- [Dataset section]

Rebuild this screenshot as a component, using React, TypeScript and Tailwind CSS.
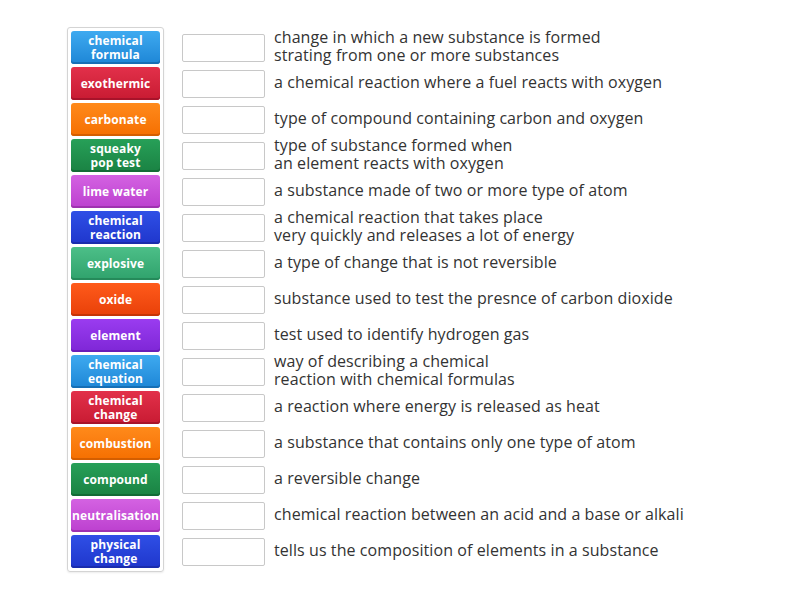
import React from "react";

type Tile = { lines: string[]; color: string };

// tile palette, light top to dark bottom
const palette = {
  blue: "bg-gradient-to-b from-[#3eaaf0] to-[#1d86d6] shadow-[inset_0_-2px_0_#166fb5]",
  red: "bg-gradient-to-b from-[#e2304a] to-[#c81a32] shadow-[inset_0_-2px_0_#a8132a]",
  orange: "bg-gradient-to-b from-[#ff8a1a] to-[#f56f00] shadow-[inset_0_-2px_0_#d45e00]",
  green: "bg-gradient-to-b from-[#27a058] to-[#1a8243] shadow-[inset_0_-2px_0_#136b36]",
  pink: "bg-gradient-to-b from-[#d462e2] to-[#bc3fcf] shadow-[inset_0_-2px_0_#9f31b0]",
  navy: "bg-gradient-to-b from-[#2f4fe6] to-[#1f36cc] shadow-[inset_0_-2px_0_#1a2cad]",
  teal: "bg-gradient-to-b from-[#4cbf88] to-[#2fa26c] shadow-[inset_0_-2px_0_#258a5a]",
  ember: "bg-gradient-to-b from-[#ff5a1a] to-[#e84008] shadow-[inset_0_-2px_0_#c53405]",
  purple: "bg-gradient-to-b from-[#9a3cf0] to-[#7e26d6] shadow-[inset_0_-2px_0_#6a1db8]",
};

const tiles: Tile[] = [
  { lines: ["chemical", "formula"], color: palette.blue },
  { lines: ["exothermic"], color: palette.red },
  { lines: ["carbonate"], color: palette.orange },
  { lines: ["squeaky", "pop test"], color: palette.green },
  { lines: ["lime water"], color: palette.pink },
  { lines: ["chemical", "reaction"], color: palette.navy },
  { lines: ["explosive"], color: palette.teal },
  { lines: ["oxide"], color: palette.ember },
  { lines: ["element"], color: palette.purple },
  { lines: ["chemical", "equation"], color: palette.blue },
  { lines: ["chemical", "change"], color: palette.red },
  { lines: ["combustion"], color: palette.orange },
  { lines: ["compound"], color: palette.green },
  { lines: ["neutralisation"], color: palette.pink },
  { lines: ["physical", "change"], color: palette.navy },
];

const definitions: string[][] = [
  ["change in which a new substance is formed", "strating from one or more substances"],
  ["a chemical reaction where a fuel reacts with oxygen"],
  ["type of compound containing carbon and oxygen"],
  ["type of substance formed when", "an element reacts with oxygen"],
  ["a substance made of two or more type of atom"],
  ["a chemical reaction that takes place", "very quickly and releases a lot of energy"],
  ["a type of change that is not reversible"],
  ["substance used to test the presnce of carbon dioxide"],
  ["test used to identify hydrogen gas"],
  ["way of describing a chemical", "reaction with chemical formulas"],
  ["a reaction where energy is released as heat"],
  ["a substance that contains only one type of atom"],
  ["a reversible change"],
  ["chemical reaction between an acid and a base or alkali"],
  ["tells us the composition of elements in a substance"],
];

function Lines({ lines }: { lines: string[] }) {
  return (
    <>
      {lines.map((l, i) => (
        <React.Fragment key={l}>
          {i > 0 && <br />}
          {l}
        </React.Fragment>
      ))}
    </>
  );
}

export default function App() {
  return (
    <div
      className="h-[600px] w-[800px] bg-white"
      style={{ fontFamily: '"Open Sans", "Noto Sans", sans-serif' }}
    >
      <div className="flex pl-[67px] pt-[27px]">
        <div className="flex w-[97px] flex-col gap-[3px] rounded-[3px] border border-[#d4d4d4] p-[3px] shadow-[0_1px_2px_rgba(0,0,0,0.08)]">
          {tiles.map((t) => (
            <div
              key={t.lines.join(" ")}
              className={`flex h-[33px] w-[89px] items-center justify-center whitespace-nowrap rounded-[3px] text-center text-[12px] font-bold leading-[14px] tracking-[0.1px] text-white ${t.color}`}
            >
              <p>
                <Lines lines={t.lines} />
              </p>
            </div>
          ))}
        </div>

        <div className="flex flex-col gap-[3px] pl-[18px] pt-[4px]">
          {definitions.map((lines, i) => (
            <div key={i} className="flex h-[33px] items-center">
              <div className="mt-[1px] h-[28px] w-[83px] shrink-0 rounded-[2px] border border-[#c8c8c8] bg-white" />
              <p className="-mt-[3px] whitespace-nowrap pl-[9px] text-[16px] leading-[18px] tracking-[0.08px] text-[#333333]">
                <Lines lines={lines} />
              </p>
            </div>
          ))}
        </div>
      </div>
    </div>
  );
}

- [Goal]
Every line of the data should be copied as it stands, without the images.

- [Full solution]
Rebuild this screenshot as a component, using React, TypeScript and Tailwind CSS.
import React from "react";

type Tile = { lines: string[]; color: string };

// tile palette, light top to dark bottom
const palette = {
  blue: "bg-gradient-to-b from-[#3eaaf0] to-[#1d86d6] shadow-[inset_0_-2px_0_#166fb5]",
  red: "bg-gradient-to-b from-[#e2304a] to-[#c81a32] shadow-[inset_0_-2px_0_#a8132a]",
  orange: "bg-gradient-to-b from-[#ff8a1a] to-[#f56f00] shadow-[inset_0_-2px_0_#d45e00]",
  green: "bg-gradient-to-b from-[#27a058] to-[#1a8243] shadow-[inset_0_-2px_0_#136b36]",
  pink: "bg-gradient-to-b from-[#d462e2] to-[#bc3fcf] shadow-[inset_0_-2px_0_#9f31b0]",
  navy: "bg-gradient-to-b from-[#2f4fe6] to-[#1f36cc] shadow-[inset_0_-2px_0_#1a2cad]",
  teal: "bg-gradient-to-b from-[#4cbf88] to-[#2fa26c] shadow-[inset_0_-2px_0_#258a5a]",
  ember: "bg-gradient-to-b from-[#ff5a1a] to-[#e84008] shadow-[inset_0_-2px_0_#c53405]",
  purple: "bg-gradient-to-b from-[#9a3cf0] to-[#7e26d6] shadow-[inset_0_-2px_0_#6a1db8]",
};

const tiles: Tile[] = [
  { lines: ["chemical", "formula"], color: palette.blue },
  { lines: ["exothermic"], color: palette.red },
  { lines: ["carbonate"], color: palette.orange },
  { lines: ["squeaky", "pop test"], color: palette.green },
  { lines: ["lime water"], color: palette.pink },
  { lines: ["chemical", "reaction"], color: palette.navy },
  { lines: ["explosive"], color: palette.teal },
  { lines: ["oxide"], color: palette.ember },
  { lines: ["element"], color: palette.purple },
  { lines: ["chemical", "equation"], color: palette.blue },
  { lines: ["chemical", "change"], color: palette.red },
  { lines: ["combustion"], color: palette.orange },
  { lines: ["compound"], color: palette.green },
  { lines: ["neutralisation"], color: palette.pink },
  { lines: ["physical", "change"], color: palette.navy },
];

const definitions: string[][] = [
  ["change in which a new substance is formed", "strating from one or more substances"],
  ["a chemical reaction where a fuel reacts with oxygen"],
  ["type of compound containing carbon and oxygen"],
  ["type of substance formed when", "an element reacts with oxygen"],
  ["a substance made of two or more type of atom"],
  ["a chemical reaction that takes place", "very quickly and releases a lot of energy"],
  ["a type of change that is not reversible"],
  ["substance used to test the presnce of carbon dioxide"],
  ["test used to identify hydrogen gas"],
  ["way of describing a chemical", "reaction with chemical formulas"],
  ["a reaction where energy is released as heat"],
  ["a substance that contains only one type of atom"],
  ["a reversible change"],
  ["chemical reaction between an acid and a base or alkali"],
  ["tells us the composition of elements in a substance"],
];

function Lines({ lines }: { lines: string[] }) {
  return (
    <>
      {lines.map((l, i) => (
        <React.Fragment key={l}>
          {i > 0 && <br />}
          {l}
        </React.Fragment>
      ))}
    </>
  );
}

export default function App() {
  return (
    <div
      className="h-[600px] w-[800px] bg-white"
      style={{ fontFamily: '"Open Sans", "Noto Sans", sans-serif' }}
    >
      <div className="flex pl-[67px] pt-[27px]">
        <div className="flex w-[97px] flex-col gap-[3px] rounded-[3px] border border-[#d4d4d4] p-[3px] shadow-[0_1px_2px_rgba(0,0,0,0.08)]">
          {tiles.map((t) => (
            <div
              key={t.lines.join(" ")}
              className={`flex h-[33px] w-[89px] items-center justify-center whitespace-nowrap rounded-[3px] text-center text-[12px] font-bold leading-[14px] tracking-[0.1px] text-white ${t.color}`}
            >
              <p>
                <Lines lines={t.lines} />
              </p>
            </div>
          ))}
        </div>

        <div className="flex flex-col gap-[3px] pl-[18px] pt-[4px]">
          {definitions.map((lines, i) => (
            <div key={i} className="flex h-[33px] items-center">
              <div className="mt-[1px] h-[28px] w-[83px] shrink-0 rounded-[2px] border border-[#c8c8c8] bg-white" />
              <p className="-mt-[3px] whitespace-nowrap pl-[9px] text-[16px] leading-[18px] tracking-[0.08px] text-[#333333]">
                <Lines lines={lines} />
              </p>
            </div>
          ))}
        </div>
      </div>
    </div>
  );
}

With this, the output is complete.